### [Task requirements]
Draw out every line with the word "React" from the listing below.

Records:
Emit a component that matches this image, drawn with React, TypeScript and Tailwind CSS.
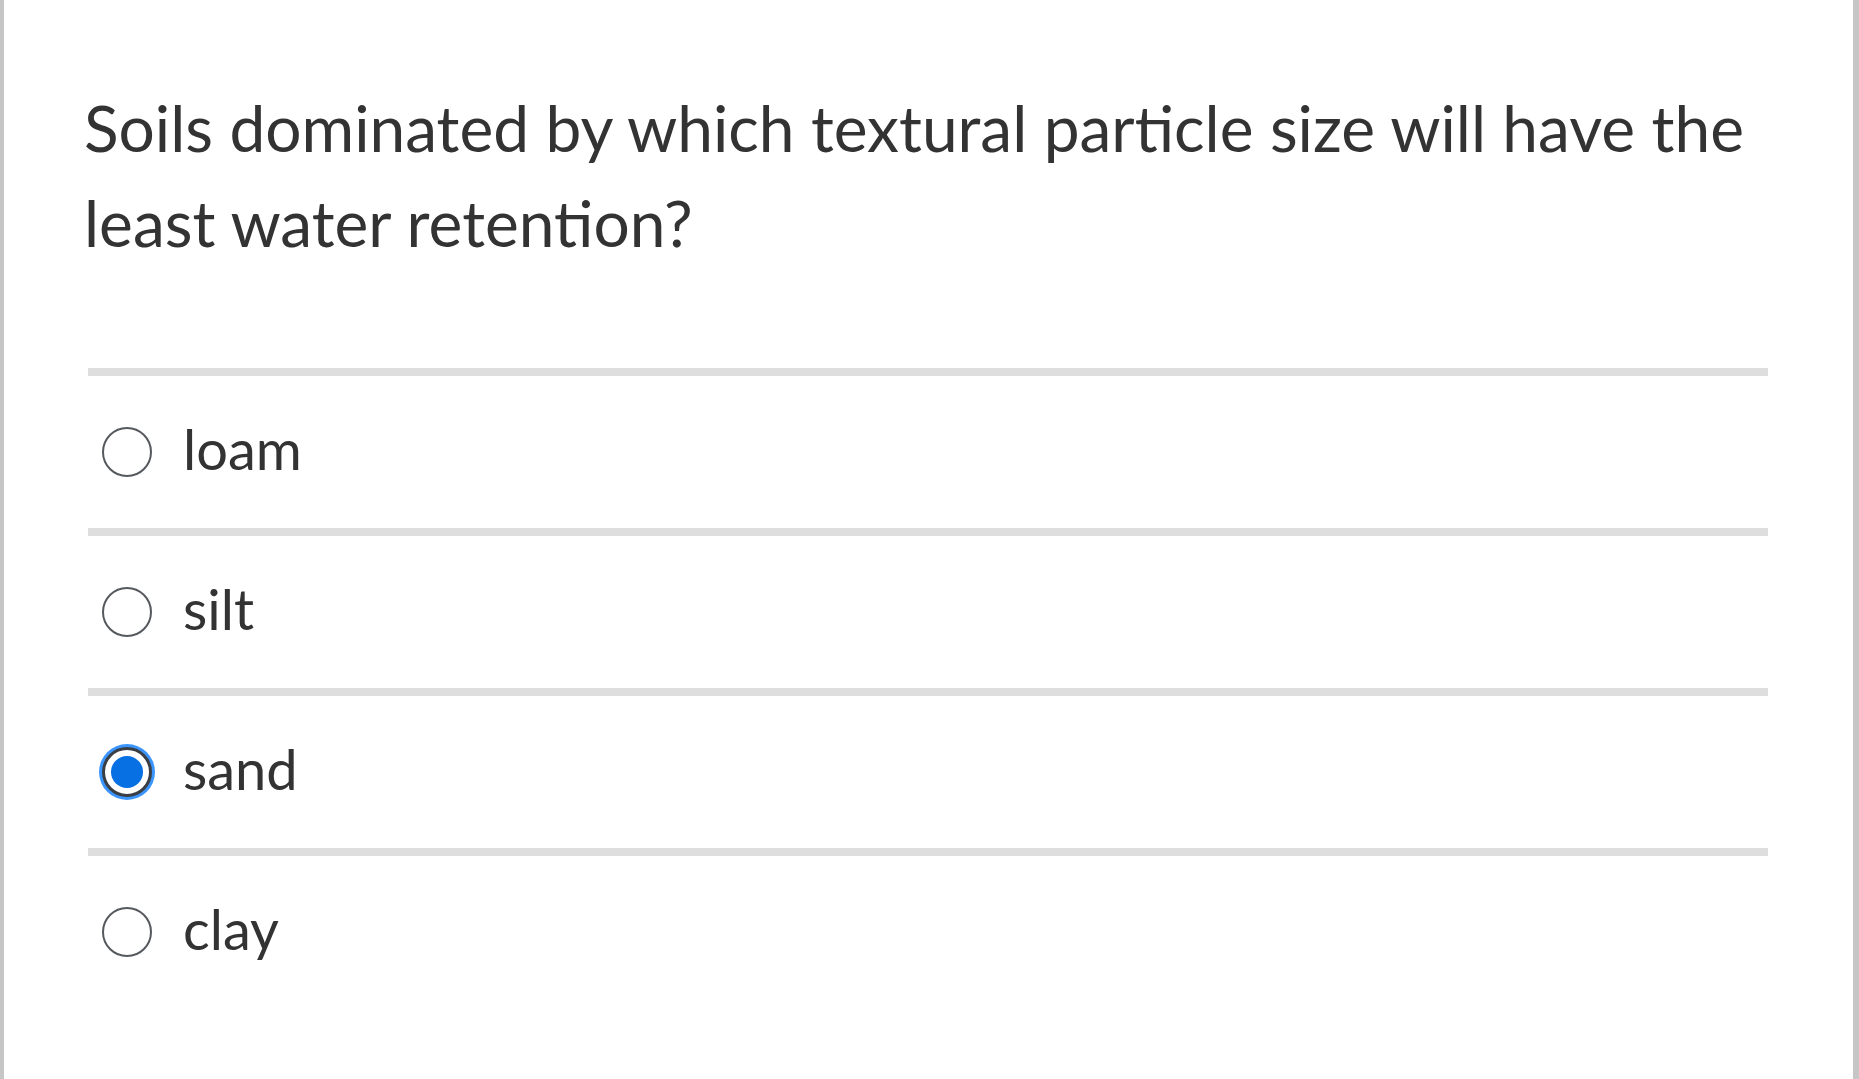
const answers = [
  { id: "loam", label: "loam" },
  { id: "silt", label: "silt" },
  { id: "sand", label: "sand" },
  { id: "clay", label: "clay" },
];

function Radio({ checked }: { checked: boolean }) {
  if (checked) {
    return (
      <span className="flex items-center justify-center w-[50px] h-[50px] rounded-full border-[3px] border-[#3a3f45] bg-white shadow-[0_0_0_3px_#3a95ff] shrink-0">
        <span className="w-[32px] h-[32px] rounded-full bg-[#0770e3]" />
      </span>
    );
  }
  return <span className="w-[50px] h-[50px] rounded-full border-[2.5px] border-[#55595e] bg-white shrink-0" />;
}

export default function App() {
  const selected = "sand";

  return (
    <div
      className="h-[1079px] w-full bg-white border-l-[4px] border-r-[6px] border-[#c6c6c6] overflow-hidden"
      style={{ fontFamily: "Lato, 'Noto Sans', sans-serif" }}
    >
      <div className="pl-[80px] pt-[80px]">
        {/* Question */}
        <p className="w-[1710px] text-[64px] leading-[95px] text-[#333333]">
          Soils dominated by which textural particle size will have the least water retention?
        </p>

        {/* Answers */}
        <div className="mt-[98px] ml-[4px] w-[1680px]">
          {answers.map((a) => (
            <label key={a.id} className="flex items-center h-[160px] border-t-[8px] border-[#dedede] pl-[14px] gap-[31px]">
              <Radio checked={a.id === selected} />
              <span className="text-[56px] leading-none text-[#333333] pb-[6px]">{a.label}</span>
            </label>
          ))}
        </div>
      </div>
    </div>
  );
}
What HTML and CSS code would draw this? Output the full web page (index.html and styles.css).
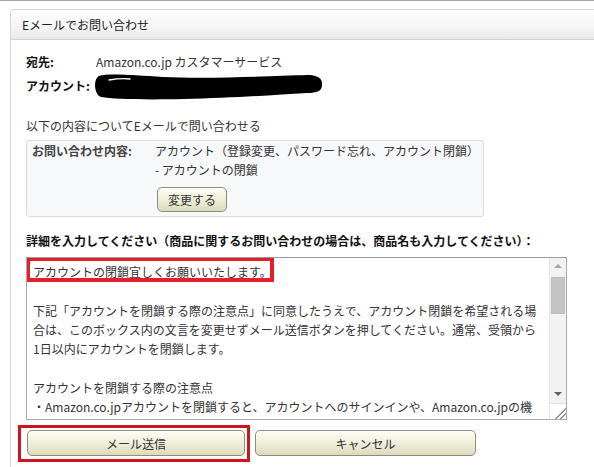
FILE: index.html
```html
<!DOCTYPE html>
<html lang="ja">
<head>
    <meta charset="UTF-8">
    <meta name="viewport" content="width=device-width, initial-scale=1.0">
    <title>Eメールでお問い合わせ</title>
    <link rel="stylesheet" href="styles.css">
</head>
<body>
    <div class="topline"></div>

    <div class="panel">
        <div class="panel-head">Eメールでお問い合わせ</div>

        <div class="panel-body">
            <div class="meta-row">
                <span class="meta-label">宛先:</span>
                <span class="meta-value">Amazon.co.jp カスタマーサービス</span>
            </div>
            <div class="meta-row">
                <span class="meta-label">アカウント:</span>
                <span class="meta-value">
                    <!-- blacked out account name -->
                    <svg class="redact" width="232" height="27" viewBox="0 0 232 27">
                        <path d="M6,3 C14,0 40,2 70,4 C120,6 180,3 214,2 C224,2 230,5 229,12 C229,18 224,20 214,20 C180,22 140,25 90,26 C50,27 20,26 8,24 C1,22 0,6 6,3 Z" fill="#000"/>
                        <path d="M16,7 C22,6 30,5 37,6" stroke="#fff" stroke-width="1.4" fill="none" stroke-linecap="round"/>
                    </svg>
                </span>
            </div>

            <p class="intro">以下の内容についてEメールで問い合わせる</p>

            <div class="topic">
                <div class="topic-label">お問い合わせ内容:</div>
                <div class="topic-value">
                    <div class="topic-line">アカウント（登録変更、パスワード忘れ、アカウント閉鎖）</div>
                    <div class="topic-line">- アカウントの閉鎖</div>
                    <button class="btn btn-small">変更する</button>
                </div>
            </div>

            <p class="detail-label">詳細を入力してください（商品に関するお問い合わせの場合は、商品名も入力してください）：</p>

            <div class="message">
                <div class="message-text">
                    <div class="line">アカウントの閉鎖宜しくお願いいたします。</div>
                    <div class="line">&nbsp;</div>
                    <div class="line">下記「アカウントを閉鎖する際の注意点」に同意したうえで、アカウント閉鎖を希望される場</div>
                    <div class="line">合は、このボックス内の文言を変更せずメール送信ボタンを押してください。通常、受領から</div>
                    <div class="line">1日以内にアカウントを閉鎖します。</div>
                    <div class="line">&nbsp;</div>
                    <div class="line">アカウントを閉鎖する際の注意点</div>
                    <div class="line">・Amazon.co.jpアカウントを閉鎖すると、アカウントへのサインインや、Amazon.co.jpの機</div>
                </div>

                <div class="scrollbar">
                    <div class="scroll-arrow up"></div>
                    <div class="scroll-track">
                        <div class="scroll-thumb"></div>
                    </div>
                    <div class="scroll-arrow down"></div>
                    <div class="scroll-grip"></div>
                </div>

                <div class="mark mark-line"></div>
            </div>

            <div class="actions">
                <button class="btn btn-wide">メール送信</button>
                <button class="btn btn-wide btn-cancel">キャンセル</button>
                <div class="mark mark-button"></div>
            </div>
        </div>
    </div>
</body>
</html>
```

FILE: styles.css
```css
body {
    margin: 0;
    background-color: #fff;
    font-family: "Noto Sans CJK JP", "Liberation Sans", sans-serif;
    font-size: 12px;
    color: #333;
    overflow: hidden;
}

.topline {
    height: 1px;
    background-color: #a3a3a3;
}

/* the panel runs on past the right and bottom edge of the window */
.panel {
    margin: 8px 0 0 10px;
    width: 583px;
    height: 457px;
    border: 1px solid #d6d6d6;
    border-right: none;
    border-bottom: none;
    border-radius: 4px 0 0 0;
}

.panel-head {
    height: 29px;
    line-height: 29px;
    padding-left: 11px;
    color: #222;
    background: linear-gradient(#fefefe, #f6f6f6 55%, #e9e9e9);
    border-bottom: 1px solid #d2d2d2;
    border-radius: 4px 0 0 0;
}

.panel-body {
    padding: 10px 0 0 15px;
}

/* 宛先 / アカウント */
.meta-row {
    display: flex;
    height: 24px;
    line-height: 24px;
}

.meta-label {
    width: 70px;
    font-weight: bold;
    color: #111;
}

.meta-value {
    display: flex;
    align-items: center;
}

.redact {
    display: block;
    margin: 0 0 0 -3px;
}

.intro {
    margin: 19px 0 5px;
    line-height: 18px;
}

/* inquiry topic box */
.topic {
    display: flex;
    width: 451px;
    padding: 0 0 4px 5px;
    background-color: #f7f8fa;
    border: 1px solid #dcdcdc;
    border-radius: 3px;
}

.topic-label {
    width: 123px;
    line-height: 19px;
    font-weight: bold;
    color: #444;
}

.topic-line {
    line-height: 19px;
    white-space: nowrap;
}

.btn {
    font-family: inherit;
    font-size: 12px;
    color: #333;
    background: linear-gradient(#fdfdf4, #f1f0dc 45%, #dcdabb);
    border: 1px solid #8e8d7a;
    border-radius: 5px;
    box-shadow: inset 0 1px 0 #fff;
    padding: 0;
    cursor: pointer;
}

.btn-small {
    display: block;
    width: 70px;
    height: 25px;
    margin: 8px 0 0 2px;
}

.detail-label {
    margin: 15px 0 7px;
    line-height: 18px;
    font-weight: bold;
    color: #111;
}

/* message textarea */
.message {
    position: relative;
    width: 539px;
    height: 161px;
    border: 1px solid #a9a9a9;
    border-top-color: #999;
    overflow: hidden;
}

.message-text {
    padding: 4px 0 0 6px;
}

.line {
    line-height: 19.3px;
    white-space: nowrap;
}

.scrollbar {
    position: absolute;
    top: 0;
    right: 0;
    bottom: 0;
    width: 16px;
    display: flex;
    flex-direction: column;
    background-color: #f2f2f2;
    border-left: 1px solid #e4e4e4;
}

.scroll-arrow {
    height: 17px;
    position: relative;
}

.scroll-arrow::after {
    content: "";
    position: absolute;
    left: 4px;
    top: 6px;
    border-left: 4px solid transparent;
    border-right: 4px solid transparent;
}

.scroll-arrow.up::after {
    border-bottom: 4px solid #a6a6a6;
}

.scroll-arrow.down::after {
    border-top: 4px solid #606060;
}

.scroll-track {
    flex: 1;
    padding-top: 2px;
}

.scroll-thumb {
    height: 35px;
    margin: 0 1px;
    background-color: #c4c4c4;
    border: 1px solid #bdbdbd;
}

.scroll-grip {
    height: 15px;
    background:
        linear-gradient(135deg, transparent 62%, #9a9a9a 62%, #9a9a9a 68%, transparent 68%, transparent 80%, #9a9a9a 80%, #9a9a9a 86%, transparent 86%),
        #fff;
    border-top: 1px solid #e4e4e4;
}

/* red markup boxes drawn over the form */
.mark {
    position: absolute;
    pointer-events: none;
}

.mark-line {
    top: -1px;
    left: -1px;
    width: 240px;
    height: 17px;
    border: 4px solid #e4202b;
}

.actions {
    position: relative;
    display: flex;
    gap: 10px;
    margin: 10px 0 0 1px;
}

.btn-wide {
    width: 218px;
    height: 26px;
}

.btn-cancel {
    width: 221px;
}

.mark-button {
    top: -5px;
    left: -9px;
    width: 226px;
    height: 31px;
    border: 3px solid #d0141f;
}
```
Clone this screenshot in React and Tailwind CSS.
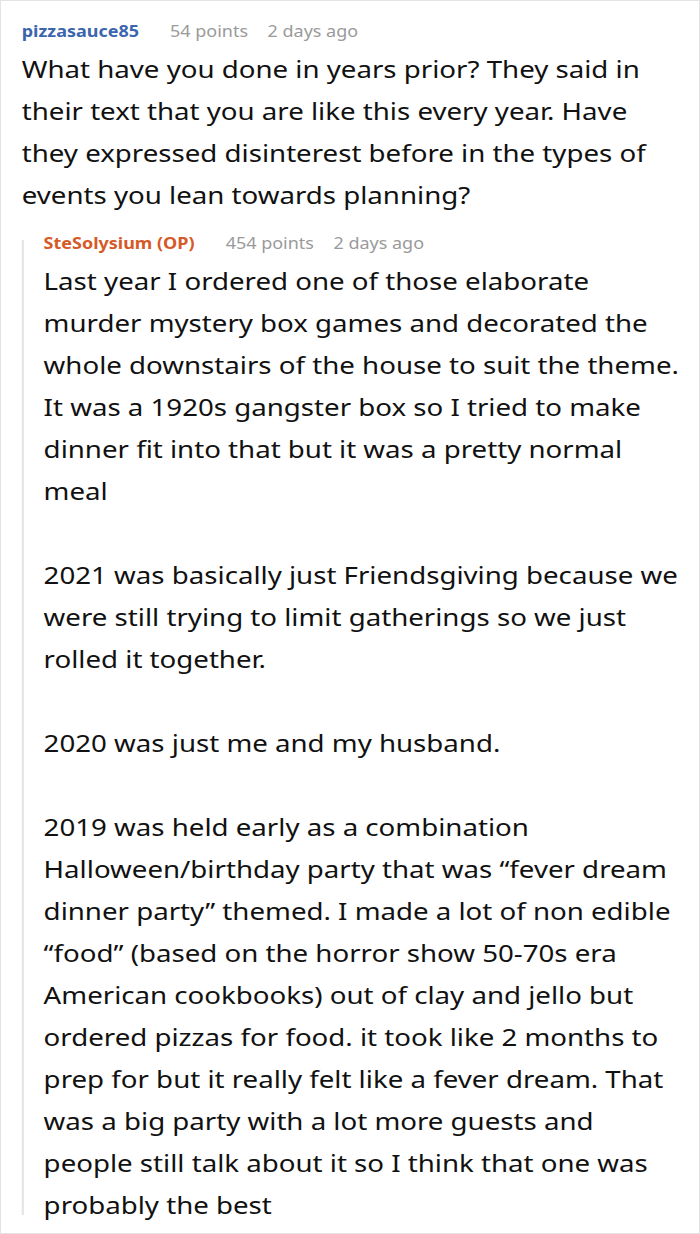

### [Finished answer]
Emit a component that matches this image, drawn with React, TypeScript and Tailwind CSS.
Clone this screenshot in React and Tailwind CSS.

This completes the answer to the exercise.